From: "Sérgio Basto" <ser...@serjux.com>
On Sáb, 2014-12-06 at 15:04 +0000, Philip Oakley wrote:
Many users misunderstand the --assume-unchanged contract, believing
it means Git won't look at the flagged file.

Be explicit that the --assume-unchanged contract is by the user that
they will NOT change the file so that Git does not need to look (and
expend, for example, lstat(2) cycles)

Mentioning "Git stops checking" does not help the reader, as it is
only one possible consequence of what that assumption allows Git to
do, but

   (1) there are things other than "stop checking" that Git can do
       based on that assumption; and
   (2) Git is not obliged to stop checking; it merely is allowed to.

Also, this is a single flag bit, correct the plural to singular, and
the verb, accordingly.

Drop the stale and incorrect information about "poor-man's ignore",
which is not what this flag bit is about at all.

Signed-off-by: Philip Oakley <philipoak...@iee.org>
---
 Documentation/git-update-index.txt | 18 ++++++++----------
 1 file changed, 8 insertions(+), 10 deletions(-)

diff --git a/Documentation/git-update-index.txt b/Documentation/git-update-index.txt
index e0a8702..da1ccbc 100644
--- a/Documentation/git-update-index.txt
+++ b/Documentation/git-update-index.txt
@@ -78,20 +78,18 @@ OPTIONS
         Set the execute permissions on the updated files.

 --[no-]assume-unchanged::
- When these flags are specified, the object names recorded
- for the paths are not updated.  Instead, these options
- set and unset the "assume unchanged" bit for the
- paths.  When the "assume unchanged" bit is on, Git stops
- checking the working tree files for possible
- modifications, so you need to manually unset the bit to
- tell Git when you change the working tree file. This is
+ When this flag is specified, the object names recorded
+ for the paths are not updated.  Instead, this option
+ sets/unsets the "assume unchanged" bit for the
+ paths.  When the "assume unchanged" bit is on, the user
+ promises not to change the file and allows Git to assume
+ that the working tree file matches what is recorded in
+ the index.  If you want to change the working tree file,
+ you need to unset the bit to tell Git.  This is
 sometimes helpful when working with a big project on a
 filesystem that has very slow lstat(2) system call
 (e.g. cifs).
 +
-This option can be also used as a coarse file-level mechanism
-to ignore uncommitted changes in tracked files (akin to what
-`.gitignore` does for untracked files).
 Git will fail (gracefully) in case it needs to modify this file
 in the index e.g. when merging in a commit;
 thus, in case the assumed-untracked file is changed upstream,

I don't understand why you insist that we have a contract,

The misunderstanding (which even I had until recently), was the same as your misunderstanding, and is also repeated (wrongly) in the documentation that the flag is about ignoring changes to files.
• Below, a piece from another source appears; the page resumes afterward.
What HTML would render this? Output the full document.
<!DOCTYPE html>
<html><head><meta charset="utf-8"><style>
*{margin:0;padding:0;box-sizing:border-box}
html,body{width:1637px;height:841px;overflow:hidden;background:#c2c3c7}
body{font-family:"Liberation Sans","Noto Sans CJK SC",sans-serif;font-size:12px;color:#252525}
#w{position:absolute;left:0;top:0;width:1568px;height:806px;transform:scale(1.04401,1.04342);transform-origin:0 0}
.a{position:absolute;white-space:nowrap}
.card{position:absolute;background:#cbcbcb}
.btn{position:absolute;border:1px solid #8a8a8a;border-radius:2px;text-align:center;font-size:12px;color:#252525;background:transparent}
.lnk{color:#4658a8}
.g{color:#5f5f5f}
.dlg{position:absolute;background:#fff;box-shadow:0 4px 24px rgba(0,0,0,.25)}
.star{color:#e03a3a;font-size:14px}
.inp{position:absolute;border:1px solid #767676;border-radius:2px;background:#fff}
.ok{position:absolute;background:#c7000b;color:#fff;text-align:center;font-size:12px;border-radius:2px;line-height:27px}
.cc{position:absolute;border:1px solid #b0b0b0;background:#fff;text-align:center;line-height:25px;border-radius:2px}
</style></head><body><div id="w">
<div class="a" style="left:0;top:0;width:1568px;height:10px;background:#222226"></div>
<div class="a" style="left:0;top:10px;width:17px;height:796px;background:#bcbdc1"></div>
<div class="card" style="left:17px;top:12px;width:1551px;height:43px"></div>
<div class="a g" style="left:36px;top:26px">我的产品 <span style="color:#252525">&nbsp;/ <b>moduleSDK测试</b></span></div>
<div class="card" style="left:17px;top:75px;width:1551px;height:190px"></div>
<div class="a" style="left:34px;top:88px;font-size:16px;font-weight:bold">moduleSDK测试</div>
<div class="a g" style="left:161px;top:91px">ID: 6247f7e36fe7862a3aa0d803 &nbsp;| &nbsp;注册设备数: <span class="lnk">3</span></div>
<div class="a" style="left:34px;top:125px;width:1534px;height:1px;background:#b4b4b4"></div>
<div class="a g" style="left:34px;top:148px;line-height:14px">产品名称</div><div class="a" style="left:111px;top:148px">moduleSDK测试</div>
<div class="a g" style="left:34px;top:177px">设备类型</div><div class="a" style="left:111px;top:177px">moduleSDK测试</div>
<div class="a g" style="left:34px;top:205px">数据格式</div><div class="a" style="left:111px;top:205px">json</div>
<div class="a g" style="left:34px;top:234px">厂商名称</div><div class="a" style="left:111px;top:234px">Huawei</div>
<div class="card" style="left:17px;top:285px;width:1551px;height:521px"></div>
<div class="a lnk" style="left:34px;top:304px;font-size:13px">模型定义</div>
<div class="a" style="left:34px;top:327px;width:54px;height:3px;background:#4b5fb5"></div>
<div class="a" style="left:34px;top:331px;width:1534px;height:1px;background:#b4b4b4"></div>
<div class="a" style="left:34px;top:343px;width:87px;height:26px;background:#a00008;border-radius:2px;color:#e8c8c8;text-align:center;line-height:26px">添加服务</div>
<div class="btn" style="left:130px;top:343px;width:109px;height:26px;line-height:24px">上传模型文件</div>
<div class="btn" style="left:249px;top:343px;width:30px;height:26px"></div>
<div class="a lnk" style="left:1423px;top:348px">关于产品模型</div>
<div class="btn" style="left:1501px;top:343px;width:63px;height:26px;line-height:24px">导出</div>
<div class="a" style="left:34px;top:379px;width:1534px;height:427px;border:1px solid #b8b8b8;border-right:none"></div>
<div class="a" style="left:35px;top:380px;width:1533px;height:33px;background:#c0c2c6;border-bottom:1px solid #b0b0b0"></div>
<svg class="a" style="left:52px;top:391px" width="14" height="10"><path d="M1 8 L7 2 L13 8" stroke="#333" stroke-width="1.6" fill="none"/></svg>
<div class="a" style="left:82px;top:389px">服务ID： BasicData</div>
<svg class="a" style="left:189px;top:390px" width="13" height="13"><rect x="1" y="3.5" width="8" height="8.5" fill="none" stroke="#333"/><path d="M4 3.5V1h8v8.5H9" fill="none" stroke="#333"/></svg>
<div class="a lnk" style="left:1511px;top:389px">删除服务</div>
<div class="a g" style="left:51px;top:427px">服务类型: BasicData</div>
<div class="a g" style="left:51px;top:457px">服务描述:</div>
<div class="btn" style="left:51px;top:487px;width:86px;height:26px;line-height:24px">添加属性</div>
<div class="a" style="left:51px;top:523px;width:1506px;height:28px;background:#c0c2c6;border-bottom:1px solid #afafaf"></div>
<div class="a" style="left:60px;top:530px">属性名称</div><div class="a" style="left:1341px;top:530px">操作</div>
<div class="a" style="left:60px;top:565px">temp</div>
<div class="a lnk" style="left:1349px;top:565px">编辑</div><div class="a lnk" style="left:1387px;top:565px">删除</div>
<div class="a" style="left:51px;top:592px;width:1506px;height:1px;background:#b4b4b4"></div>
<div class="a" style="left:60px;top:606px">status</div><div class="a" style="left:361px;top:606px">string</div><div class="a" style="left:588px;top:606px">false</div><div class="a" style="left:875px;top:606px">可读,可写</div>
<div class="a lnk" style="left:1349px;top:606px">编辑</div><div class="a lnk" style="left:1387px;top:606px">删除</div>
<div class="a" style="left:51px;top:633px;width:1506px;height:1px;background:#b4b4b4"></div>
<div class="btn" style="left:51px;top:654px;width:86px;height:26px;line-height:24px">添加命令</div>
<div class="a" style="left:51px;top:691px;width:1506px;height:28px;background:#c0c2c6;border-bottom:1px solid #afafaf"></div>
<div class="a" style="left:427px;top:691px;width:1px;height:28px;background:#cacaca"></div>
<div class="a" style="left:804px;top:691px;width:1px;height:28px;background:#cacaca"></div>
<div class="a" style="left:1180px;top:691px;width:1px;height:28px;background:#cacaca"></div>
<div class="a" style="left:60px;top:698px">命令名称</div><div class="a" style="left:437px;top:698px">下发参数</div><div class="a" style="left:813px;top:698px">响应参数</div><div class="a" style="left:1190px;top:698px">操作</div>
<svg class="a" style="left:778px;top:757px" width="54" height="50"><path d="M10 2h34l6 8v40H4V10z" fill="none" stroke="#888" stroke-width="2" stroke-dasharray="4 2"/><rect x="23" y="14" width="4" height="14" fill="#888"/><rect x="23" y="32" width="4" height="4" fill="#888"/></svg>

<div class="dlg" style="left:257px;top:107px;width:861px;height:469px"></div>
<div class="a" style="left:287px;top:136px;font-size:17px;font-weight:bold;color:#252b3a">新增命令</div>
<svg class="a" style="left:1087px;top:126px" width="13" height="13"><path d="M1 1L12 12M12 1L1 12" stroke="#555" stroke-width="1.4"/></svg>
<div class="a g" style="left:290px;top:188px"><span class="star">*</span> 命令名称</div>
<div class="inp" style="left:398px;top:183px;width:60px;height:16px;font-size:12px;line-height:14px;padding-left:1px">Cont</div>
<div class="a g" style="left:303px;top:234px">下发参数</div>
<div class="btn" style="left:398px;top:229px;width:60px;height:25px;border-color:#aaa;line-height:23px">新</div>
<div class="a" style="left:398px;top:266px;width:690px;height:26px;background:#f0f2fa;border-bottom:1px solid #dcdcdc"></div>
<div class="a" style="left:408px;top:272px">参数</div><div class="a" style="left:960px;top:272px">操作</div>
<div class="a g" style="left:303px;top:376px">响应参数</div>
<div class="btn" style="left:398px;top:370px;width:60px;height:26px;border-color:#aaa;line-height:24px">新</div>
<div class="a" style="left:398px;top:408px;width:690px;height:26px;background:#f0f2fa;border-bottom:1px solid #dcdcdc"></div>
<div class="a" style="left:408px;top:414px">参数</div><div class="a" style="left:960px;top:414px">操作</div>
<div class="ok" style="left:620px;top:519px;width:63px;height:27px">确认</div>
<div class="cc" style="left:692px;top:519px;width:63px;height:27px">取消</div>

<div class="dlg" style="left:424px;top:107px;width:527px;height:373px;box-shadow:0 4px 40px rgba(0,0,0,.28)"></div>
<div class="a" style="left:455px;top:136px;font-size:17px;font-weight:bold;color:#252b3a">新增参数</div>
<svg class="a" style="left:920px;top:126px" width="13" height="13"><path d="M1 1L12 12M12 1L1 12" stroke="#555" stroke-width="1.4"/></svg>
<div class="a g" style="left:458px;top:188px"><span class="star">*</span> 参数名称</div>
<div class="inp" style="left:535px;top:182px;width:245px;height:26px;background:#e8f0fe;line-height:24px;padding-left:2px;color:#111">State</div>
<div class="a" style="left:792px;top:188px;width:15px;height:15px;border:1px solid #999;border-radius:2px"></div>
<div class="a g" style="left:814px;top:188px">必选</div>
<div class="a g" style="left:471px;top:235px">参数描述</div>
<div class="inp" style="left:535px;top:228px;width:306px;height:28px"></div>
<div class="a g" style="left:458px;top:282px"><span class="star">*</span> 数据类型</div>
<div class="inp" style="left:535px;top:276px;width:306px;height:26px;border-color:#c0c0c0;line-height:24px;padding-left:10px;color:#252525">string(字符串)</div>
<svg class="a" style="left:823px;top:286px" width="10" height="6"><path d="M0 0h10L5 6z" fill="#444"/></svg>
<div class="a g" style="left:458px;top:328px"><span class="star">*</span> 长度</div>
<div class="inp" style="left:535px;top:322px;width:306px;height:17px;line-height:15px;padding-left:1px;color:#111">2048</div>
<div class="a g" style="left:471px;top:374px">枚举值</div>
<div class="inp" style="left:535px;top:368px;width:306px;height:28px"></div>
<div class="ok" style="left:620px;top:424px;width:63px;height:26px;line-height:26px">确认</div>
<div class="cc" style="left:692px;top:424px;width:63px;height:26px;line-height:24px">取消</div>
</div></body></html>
That is completely wrong, and not why the flag was invented (as I understand it).

The flag was invented because Git bran very slowly on some file systems (e.g. cifs lstat(2) system calls) to the point that it was deemed unacceptable. The solution was to tell git to stop doing those lstat calls because the user had flagged it's unchanged nature.

The problem was then that, as a side effect, in the main, Git wouldn't notice any changes to such marked files (but some commands do notice;-) so some people used it as a "poor man's ignore" flag, and that misinformation stuck. Unfortunately you have been caught in that trap.

While many seek code (change) based solutions, I see clearer documentation (especially for the intermediate rather than expert users) as a good first step. People do read the documentation, though often in retrospect, so my patch seeks to clarify the existing situation. That is "please git, update the index, you can assume these files are unchanged".

Another thread has pointed out that the misunderstanding as also repeated on another page, so I'll need to see if a patch is forthcoming for that!

when :
"git diff .", "git diff -a" and "git commit -a" have a different
behavior of "git commit ." , this is not about any contract this is
about coherency and be user friendly .

At least if you want keep things like that, wrote in doc, clearly, that assume-unchanged flag *is not*, to git ignoring changes in tracked files and currently not ignore files for git commit <path> and may not work in
other cases .

Also don't understand why --assumed-untracked shouldn't deal with
changed files instead fallback in "the user promises not to change the
file" and sometimes works others not.

Also if this is the contract when a file is different from commit,
should warning the user that is not in contract (modify files that are
assumed-untracked )

I hope my explanation helps in explaining how we have come to this perhaps unhelpful situation.